Michelle Obama rallies supporters as early voting opens in Ohio
By Eric Johnson, Kim Palmer
CINCINNATI, Ohio (Reuters) - First lady Michelle Obama rallied supporters to back her husband as early voting began on Tuesday in the key electoral swing state of Ohio where the Democrats hope to take advantage of a lead in opinion polls.
“Are we going to just sit back and watch everything we worked for and fought for just slip away?” she asked a boisterous crowd of 6,800 in downtown Cincinnati.
With President Barack Obama focused on Wednesday’s debate against Republican challenger Mitt Romney, the first lady led the Democrats’ charge in Ohio, directing supporters to march to a local election office and cast ballots 35 days before the main voting day of November 6.
“All of our hard work, all the progress that we made, it is all on the line this November,” she said. “Here in Ohio, it is already Election Day.”
Urging voters to cast their ballots early in person or through mailed-in absentee forms has become a major part of the Obama campaign’s strategy in Ohio and other swing states.
People who vote early tend to rally friends and relatives among groups that are less frequent voters such as the young, low-income people and ethnic minorities. Those groups are generally more likely to vote Democrat.
The Obama campaign is peppering less enthusiastic supporters with phone calls, home visits, and direct mail pleas.
In 2008, roughly 30 percent of all ballots cast were early. Of those, nearly 60 percent favored Obama.
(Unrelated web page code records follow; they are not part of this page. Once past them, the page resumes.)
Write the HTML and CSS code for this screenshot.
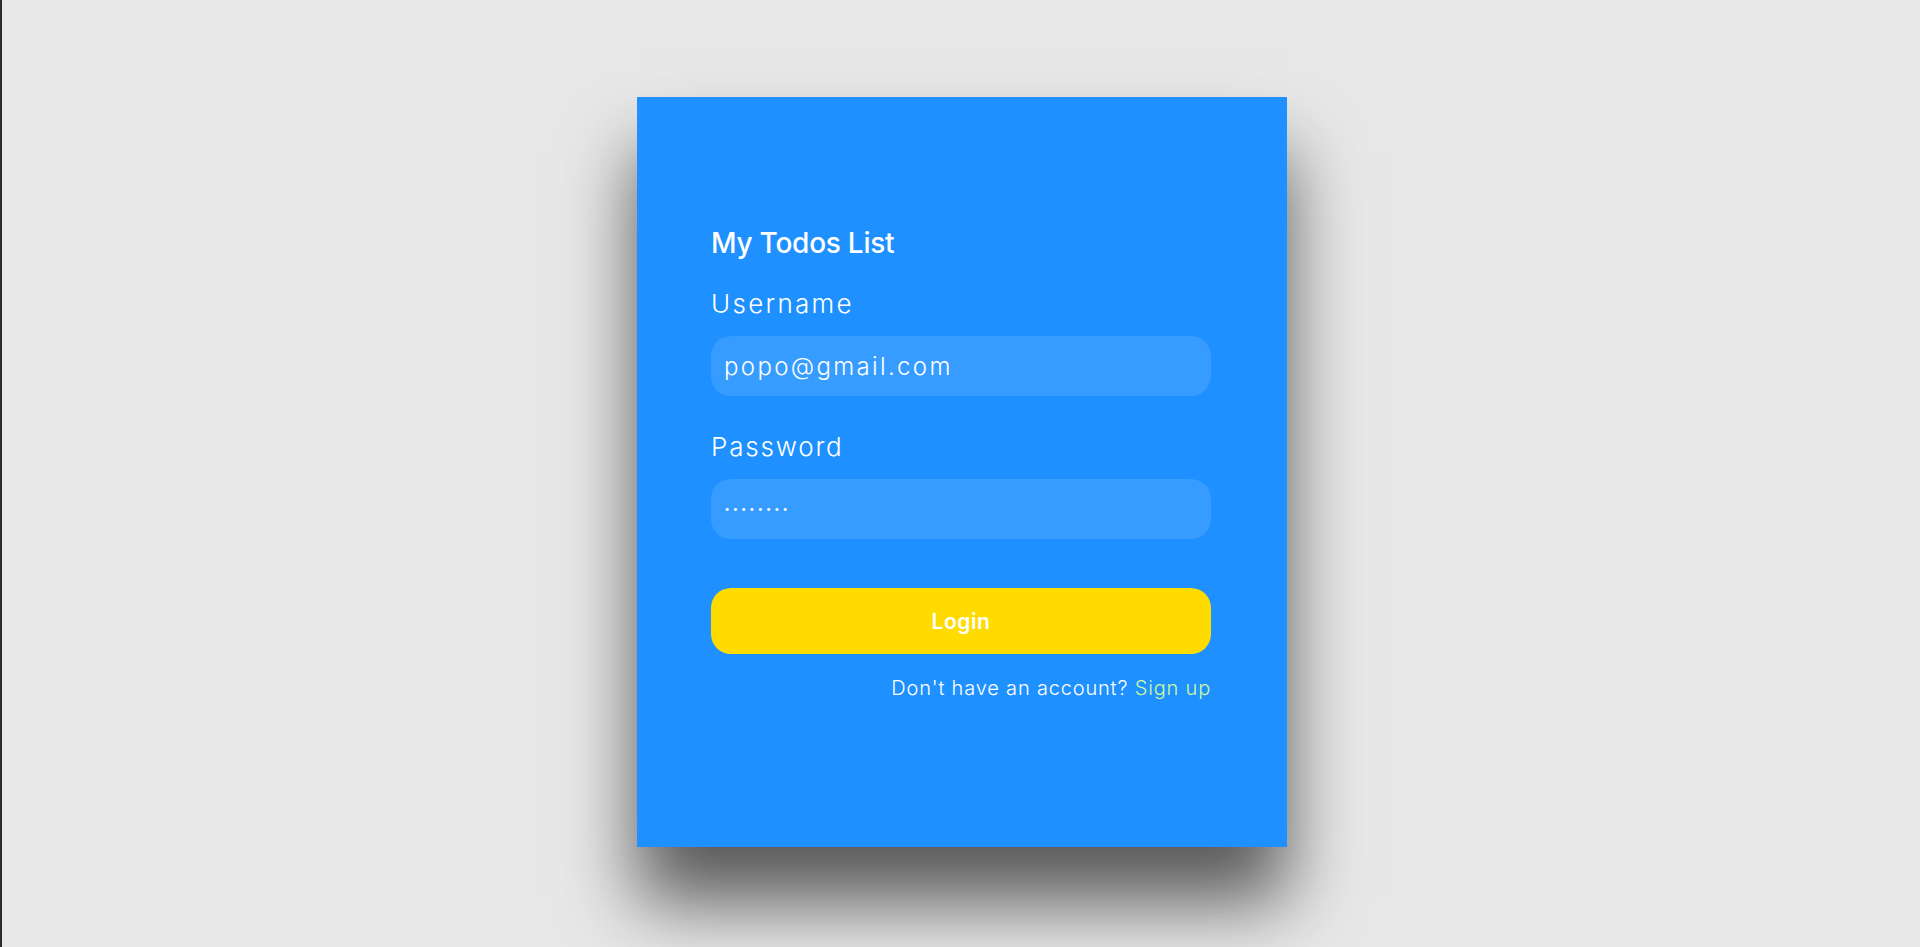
FILE: index.html
```html
<!DOCTYPE html>
<html lang="en">
<head>
<meta charset="utf-8">
<title>My Todos List</title>
<link rel="stylesheet" href="styles.css">
</head>
<body>
<main class="page">
  <section class="card">
    <form class="form">
      <h1 class="title">My Todos List</h1>
      <label class="label" for="username">Username</label>
      <input class="field" id="username" type="text" value="popo@gmail.com">
      <label class="label label-pw" for="password">Password</label>
      <input class="field field-pw" id="password" type="password" value="12345678">
      <button class="btn" type="button">Login</button>
      <p class="footer">Don't have an account? <a class="link" href="#">Sign up</a></p>
    </form>
  </section>
</main>
</body>
</html>
```
FILE: styles.css
```css
* { box-sizing: border-box; }
html, body { margin: 0; padding: 0; }
body {
  background: #e8e8e8;
  border-left: 2px solid #2c2c2c;
  font-family: "Inter", "DejaVu Sans", sans-serif;
  color: #fff;
  height: 100vh;
  overflow: hidden;
}
.page {
  height: 100%;
  display: flex;
  align-items: center;
  justify-content: center;
  padding: 0 0 3px 2px;
}
.card {
  width: 650px;
  height: 750px;
  background: #1e90ff;
  box-shadow: 0 55px 70px rgba(0, 0, 0, 0.62);
  padding: 129px 76px 0 74px;
}
.form {
  display: flex;
  flex-direction: column;
}
.title {
  margin: 0;
  font-size: 28px;
  font-weight: 500;
  line-height: 34px;
  letter-spacing: -0.25px;
}
.label {
  margin-top: 28px;
  font-size: 26px;
  font-weight: 300;
  line-height: 32px;
  letter-spacing: 2.3px;
}
.label-pw { margin-top: 35px; letter-spacing: 1.8px; }
.field {
  margin-top: 16px;
  height: 60px;
  border: none;
  border-radius: 20px;
  background: rgba(255, 255, 255, 0.11);
  color: #fff;
  font-family: inherit;
  font-size: 24px;
  font-weight: 300;
  letter-spacing: 2.35px;
  padding: 0 13px;
  outline: none;
}
.field-pw { font-size: 11px; letter-spacing: 2.1px; }
.btn {
  margin-top: 49px;
  height: 66px;
  border: none;
  border-radius: 20px;
  background: #ffdb00;
  color: #fff;
  font-family: inherit;
  font-size: 21px;
  font-weight: 600;
  letter-spacing: 0.6px;
  cursor: pointer;
}
.footer {
  margin: 22px 0 0;
  text-align: right;
  font-size: 20px;
  font-weight: 300;
  line-height: 24px;
  letter-spacing: 0.82px;
}
.link {
  color: #cdf7a4;
  text-decoration: none;
}
```
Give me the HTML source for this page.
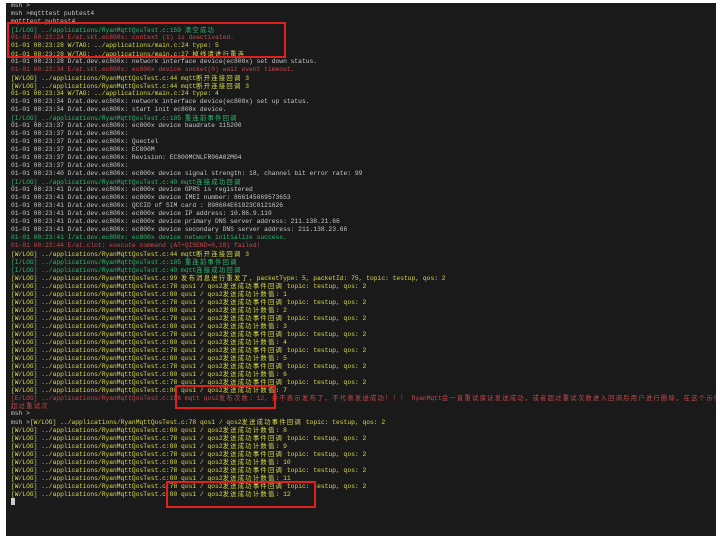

The Obama campaign seeks to persuade at least half of likely supporters to cast early ballots in Ohio and elsewhere, a campaign official said
Voters backing both campaigns streamed into polling locations on Tuesday across 88 counties and requested more than 920,000 absentee ballots, election officials said.
After months essentially tied with Romney in Ohio, Obama is now leading by roughly 5 percentage points in Ohio, according to aggregator RealClearPolitics.
Some 7.8 million Ohioans are registered to vote in the state, compared with 8.2 million at this point in 2008, according to an election official.
Daunte Thomas, 18, walked with fellow students from Cleveland State University to cast their first votes for Obama.
“I didn’t know today was the first day to vote before but we got (campaign) emails and there were people ... this week on campus and they told us,” Thomas said.
HURDLES FOR OBAMA
The Obama team’s Ohio infrastructure faces hurdles.
An appeals court could overturn a judge’s decision to keep polling places open the three days before Election Day, a window during which some 105,000 ballots were cast in 2008, a campaign spokeswoman said.
But perhaps its biggest obstacle is the Romney team, which has some 40 offices in the state and is fortified by powerful “Super PAC” allies paying for negative television advertisements that hammered Obama’s stewardship of a frail economic recovery and his healthcare law.
Romney’s team will have knocked on one million doors by the end of the week and it has made three million phone calls since May - more than in any other swing state, Romney officials said.
An early voting event for the former Massachusetts governor on Tuesday in downtown Cincinnati drew roughly 45 supporters, among them was John McHugh, a 60-year-old former auto worker.
McHugh, who joined other volunteers distributing campaign fliers at the voting location, said Obama is “tone deaf” on the economy and “a failure” on lowering joblessness.
“I don’t think he is working towards the same America I am.”